--- Start ---

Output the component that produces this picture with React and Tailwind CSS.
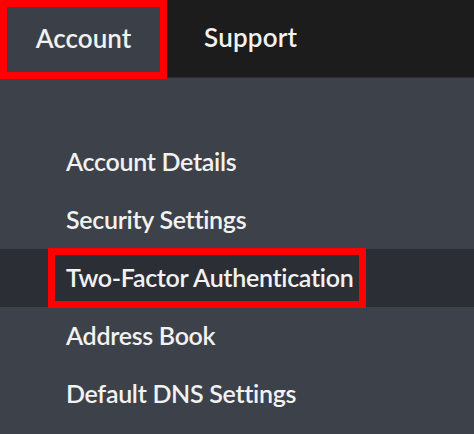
export default function App() {
  const items = [
    "Account Details",
    "Security Settings",
    "Two-Factor Authentication",
    "Address Book",
    "Default DNS Settings",
  ];
  return (
    <div
      className="w-[474px] h-[434px] overflow-hidden bg-[#3d424a] text-[#f2f2f2]"
      style={{ fontFamily: "Lato, 'Noto Sans', sans-serif" }}
    >
      <div className="flex h-[78px] bg-[#1c1c1c] border-b border-[#2a2d31]">
        <div className="flex w-[167px] h-[79px] shrink-0 items-center justify-center border-[7px] border-[#ff0000] bg-[#3b4048] pb-[3px] text-[26px] font-semibold">
          Account
        </div>
        <div className="flex items-center pl-[37px] pb-[2px] text-[26px] font-semibold tracking-[0.2px]">
          Support
        </div>
      </div>
      <div className="flex flex-col pt-[55px]">
        {items.map((t, i) =>
          i === 2 ? (
            <div key={t} className="flex h-[58px] items-center bg-[#2b2f35]">
              <div className="ml-[48px] flex h-[60px] items-center border-[7px] border-[#ff0000] pl-[11px] pr-[6px] text-[25px] font-semibold tracking-[-0.3px]">
                {t}
              </div>
            </div>
          ) : (
            <div key={t} className="flex h-[58px] items-center pl-[66px] text-[25px] font-semibold tracking-[-0.3px]">
              {t}
            </div>
          )
        )}
      </div>
    </div>
  );
}
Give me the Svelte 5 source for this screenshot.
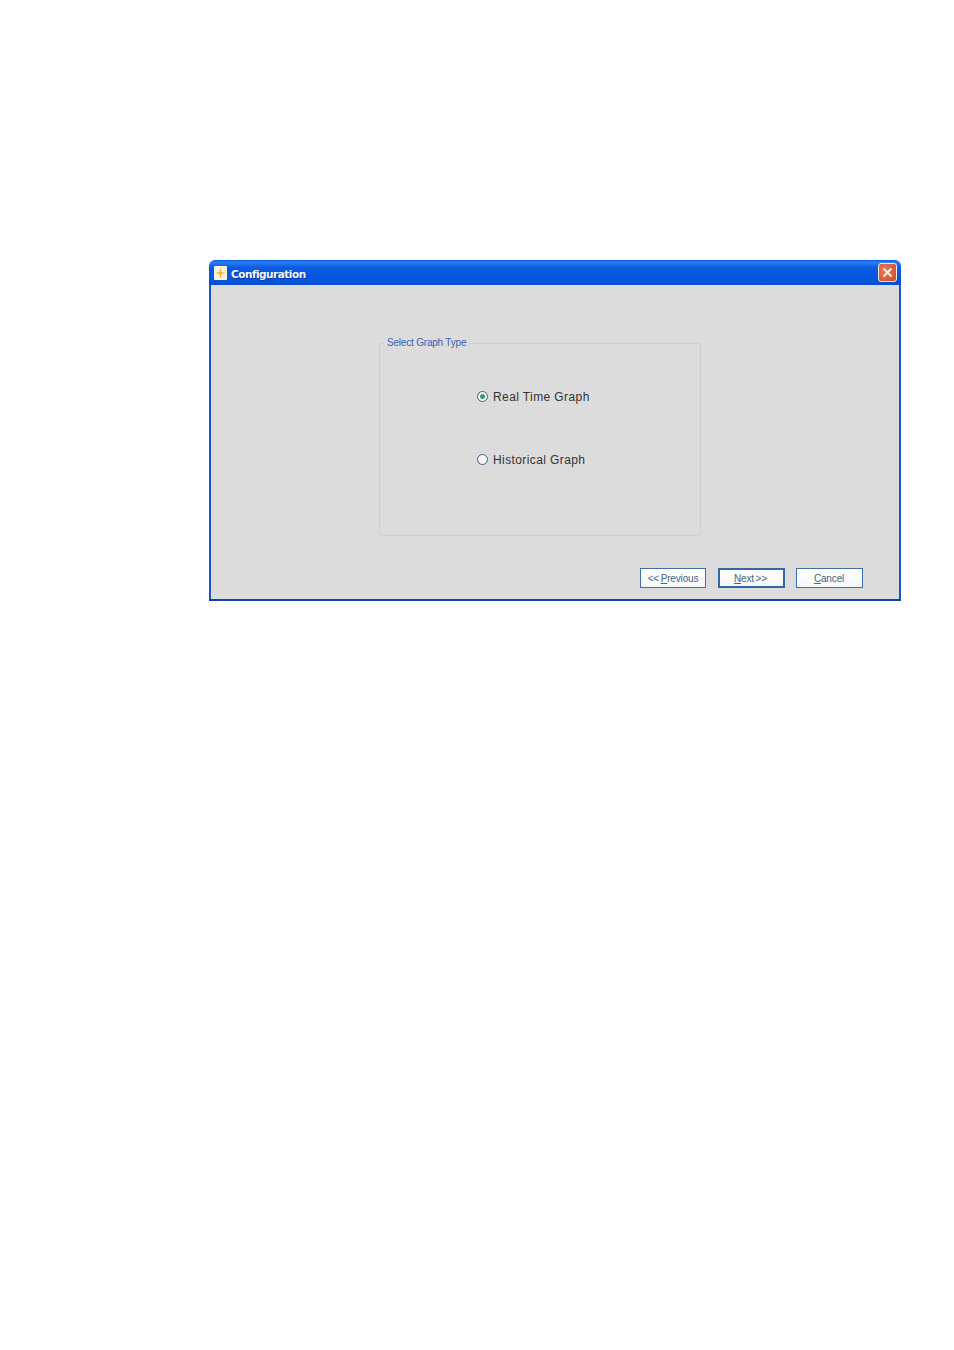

--- End ---

» Goal: In the copy, include all records verbatim but no images.

» Exercise output:
Output the component that produces this picture with React and Tailwind CSS.
export default function App() {
  const items = [
    "Account Details",
    "Security Settings",
    "Two-Factor Authentication",
    "Address Book",
    "Default DNS Settings",
  ];
  return (
    <div
      className="w-[474px] h-[434px] overflow-hidden bg-[#3d424a] text-[#f2f2f2]"
      style={{ fontFamily: "Lato, 'Noto Sans', sans-serif" }}
    >
      <div className="flex h-[78px] bg-[#1c1c1c] border-b border-[#2a2d31]">
        <div className="flex w-[167px] h-[79px] shrink-0 items-center justify-center border-[7px] border-[#ff0000] bg-[#3b4048] pb-[3px] text-[26px] font-semibold">
          Account
        </div>
        <div className="flex items-center pl-[37px] pb-[2px] text-[26px] font-semibold tracking-[0.2px]">
          Support
        </div>
      </div>
      <div className="flex flex-col pt-[55px]">
        {items.map((t, i) =>
          i === 2 ? (
            <div key={t} className="flex h-[58px] items-center bg-[#2b2f35]">
              <div className="ml-[48px] flex h-[60px] items-center border-[7px] border-[#ff0000] pl-[11px] pr-[6px] text-[25px] font-semibold tracking-[-0.3px]">
                {t}
              </div>
            </div>
          ) : (
            <div key={t} className="flex h-[58px] items-center pl-[66px] text-[25px] font-semibold tracking-[-0.3px]">
              {t}
            </div>
          )
        )}
      </div>
    </div>
  );
}
Give me the Svelte 5 source for this screenshot.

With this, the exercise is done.